PaddleX Instance Segmentation Task Module Data Annotation Tutorial¶

This document will introduce how to use the Labelme annotation tool to complete data annotation for a single model related to instance segmentation. Click on the link above to install the data annotation tool and view detailed usage instructions by referring to the homepage documentation.

1. Annotation Data Example¶

This dataset is a fruit instance segmentation dataset, covering five different types of fruits, including photos taken from different angles of the targets. Image examples:

2. Labelme Annotation¶

2.1 Introduction to Labelme Annotation Tool¶

Labelme is a Python-based image annotation software with a graphical user interface. It can be used for tasks such as image classification, object detection, and image segmentation. For instance segmentation annotation tasks, labels are stored as JSON files.

2.2 Labelme Installation¶

To avoid environment conflicts, it is recommended to install in a conda environment.

conda create -n labelme python=3.10
conda activate labelme
pip install pyqt5
pip install labelme

2.3 Labelme Annotation Process¶

2.3.1 Prepare Data for Annotation¶

Create a root directory for the dataset, such as fruit.
Create an images directory (must be named images) within fruit and store the images to be annotated in the images directory, as shown below:

Create a category label file label.txt in the fruit folder for the dataset to be annotated, and write the categories of the dataset to be annotated into label.txt by line. Taking the fruit instance segmentation dataset's label.txt as an example, as shown below:

2.3.2 Start Labelme¶

Navigate to the root directory of the dataset to be annotated in the terminal and start the labelme annotation tool.

cd path/to/fruit
labelme images --labels label.txt --nodata --autosave --output annotations

* labels is the path to the category labels. * nodata stops storing image data in the JSON file. * autosave enables automatic saving. * output specifies the path for storing label files.

2.3.3 Begin Image Annotation¶

After starting labelme, it will look like this:

* Click Edit to select the annotation type, choose Create Polygons. * Create polygons on the image to outline the boundaries of the segmentation areas.

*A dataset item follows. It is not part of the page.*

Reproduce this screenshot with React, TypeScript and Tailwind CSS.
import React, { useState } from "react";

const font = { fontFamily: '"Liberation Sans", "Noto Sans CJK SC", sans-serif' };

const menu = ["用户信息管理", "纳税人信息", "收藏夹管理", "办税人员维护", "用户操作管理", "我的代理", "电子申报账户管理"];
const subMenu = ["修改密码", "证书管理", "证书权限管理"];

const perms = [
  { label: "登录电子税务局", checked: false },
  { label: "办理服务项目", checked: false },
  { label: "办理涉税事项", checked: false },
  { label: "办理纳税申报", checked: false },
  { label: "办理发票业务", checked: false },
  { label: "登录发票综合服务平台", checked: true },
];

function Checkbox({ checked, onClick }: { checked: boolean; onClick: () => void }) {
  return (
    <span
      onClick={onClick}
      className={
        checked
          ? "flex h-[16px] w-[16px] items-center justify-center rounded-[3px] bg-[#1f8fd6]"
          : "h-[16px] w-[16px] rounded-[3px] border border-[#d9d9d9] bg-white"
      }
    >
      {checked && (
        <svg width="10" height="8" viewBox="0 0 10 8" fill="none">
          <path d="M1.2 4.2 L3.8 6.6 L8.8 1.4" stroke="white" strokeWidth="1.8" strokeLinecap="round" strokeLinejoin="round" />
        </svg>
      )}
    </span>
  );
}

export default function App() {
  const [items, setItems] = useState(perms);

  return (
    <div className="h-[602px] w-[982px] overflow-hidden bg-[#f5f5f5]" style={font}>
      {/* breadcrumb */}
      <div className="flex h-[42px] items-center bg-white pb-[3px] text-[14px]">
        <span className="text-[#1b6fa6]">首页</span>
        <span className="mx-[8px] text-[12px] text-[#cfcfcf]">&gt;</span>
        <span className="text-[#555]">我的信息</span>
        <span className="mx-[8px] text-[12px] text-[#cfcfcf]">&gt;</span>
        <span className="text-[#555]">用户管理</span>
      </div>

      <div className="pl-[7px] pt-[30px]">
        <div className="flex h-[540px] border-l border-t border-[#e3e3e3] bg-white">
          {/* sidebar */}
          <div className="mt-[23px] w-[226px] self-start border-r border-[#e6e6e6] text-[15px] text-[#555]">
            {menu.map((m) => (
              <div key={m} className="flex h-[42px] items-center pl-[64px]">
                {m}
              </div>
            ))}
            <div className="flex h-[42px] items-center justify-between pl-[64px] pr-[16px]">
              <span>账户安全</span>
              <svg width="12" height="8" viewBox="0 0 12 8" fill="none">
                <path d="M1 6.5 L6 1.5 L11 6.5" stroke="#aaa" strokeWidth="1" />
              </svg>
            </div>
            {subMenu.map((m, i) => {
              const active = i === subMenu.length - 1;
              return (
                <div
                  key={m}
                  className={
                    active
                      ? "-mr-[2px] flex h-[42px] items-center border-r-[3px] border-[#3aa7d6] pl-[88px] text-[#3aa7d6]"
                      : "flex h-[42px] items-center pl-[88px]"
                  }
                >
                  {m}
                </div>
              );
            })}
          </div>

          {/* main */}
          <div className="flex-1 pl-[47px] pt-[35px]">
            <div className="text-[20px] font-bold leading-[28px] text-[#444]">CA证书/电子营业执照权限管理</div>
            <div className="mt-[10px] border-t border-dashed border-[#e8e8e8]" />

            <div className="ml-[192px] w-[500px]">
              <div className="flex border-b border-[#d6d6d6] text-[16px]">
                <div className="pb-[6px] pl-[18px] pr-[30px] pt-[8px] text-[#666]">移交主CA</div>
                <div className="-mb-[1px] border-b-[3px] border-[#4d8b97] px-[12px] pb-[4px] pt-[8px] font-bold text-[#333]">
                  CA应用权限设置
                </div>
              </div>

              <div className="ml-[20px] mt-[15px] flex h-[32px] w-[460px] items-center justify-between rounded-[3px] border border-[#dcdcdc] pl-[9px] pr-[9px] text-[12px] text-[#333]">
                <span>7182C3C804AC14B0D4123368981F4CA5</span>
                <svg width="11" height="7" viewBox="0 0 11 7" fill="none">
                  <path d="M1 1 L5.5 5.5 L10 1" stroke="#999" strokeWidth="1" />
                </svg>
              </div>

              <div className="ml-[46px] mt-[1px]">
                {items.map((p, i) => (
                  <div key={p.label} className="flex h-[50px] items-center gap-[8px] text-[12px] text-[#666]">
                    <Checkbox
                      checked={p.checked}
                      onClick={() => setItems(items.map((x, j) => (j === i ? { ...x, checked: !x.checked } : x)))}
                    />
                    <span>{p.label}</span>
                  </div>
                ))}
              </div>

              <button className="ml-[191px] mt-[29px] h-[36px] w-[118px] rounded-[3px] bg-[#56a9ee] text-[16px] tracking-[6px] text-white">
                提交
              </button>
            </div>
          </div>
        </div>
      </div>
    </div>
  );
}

* Click again to select the category of the segmentation area.

After annotation, click Save. (If output is not specified when starting labelme, it will prompt to select a save path upon the first save. If autosave is specified, there is no need to click the Save button).

Then click Next Image to annotate the next image.

* The final annotated label file will look like this.

Adjusting Directory Structure to Obtain a Standard labelme Format Dataset for Fruit Instance Segmentation
Prepare the train_anno_list.txt and val_anno_list.txt text files in the root directory of your dataset. Populate these files with the paths of all json files in the annotations directory, distributing them into train_anno_list.txt and val_anno_list.txt at a specified ratio. Alternatively, you can include all paths in train_anno_list.txt and create an empty val_anno_list.txt file, intending to use a zero-code data splitting feature for re-partitioning upon upload. The specific format for filling train_anno_list.txt and val_anno_list.txt is illustrated as follows:

The final directory structure after organization should resemble the following:

Compress the fruit directory into a .tar or .zip format archive to obtain the standard labelme format dataset for fruit instance segmentation.

3. Data Format¶

PaddleX defines a dataset named COCOInstSegDataset for instance segmentation tasks, with the following organizational structure and annotation format:

dataset_dir                  # Root directory of the dataset, the directory name can be changed
├── annotations              # Directory for saving annotation files, the directory name cannot be changed
│   ├── instance_train.json  # Training set annotation file, the file name cannot be changed, using COCO annotation format
│   └── instance_val.json    # Validation set annotation file, the file name cannot be changed, using COCO annotation format
└── images                   # Directory for saving images, the directory name cannot be changed

Annotation files adopt the COCO format. Please refer to the above specifications for data preparation. Additionally, refer to: Example Dataset.

When using PaddleX 2.x version for instance segmentation datasets, please refer to the corresponding format conversion section in Instance Segmentation Module Development Tutorial to convert VOC format datasets to COCO datasets. (Note in module development documentation)

Note:

Instance segmentation data requires the use of the COCO data format to annotate the pixel boundaries and categories of each target area in each image in the dataset. The polygon boundaries (segmentation) of objects are represented as [x1,y1,x2,y2,...,xn,yn], where (xn,yn) denotes the coordinates of each corner point of the polygon. Annotation information is stored in json files under the annotations directory, with separate files for the training set (instance_train.json) and validation set (instance_val.json).
If you have a batch of unlabeled data, we recommend using LabelMe for data annotation. PaddleX Pipelines support data format conversion for datasets annotated with LabelMe.
To ensure successful format conversion, please strictly follow the file naming and organization of the example dataset: LabelMe Example Dataset.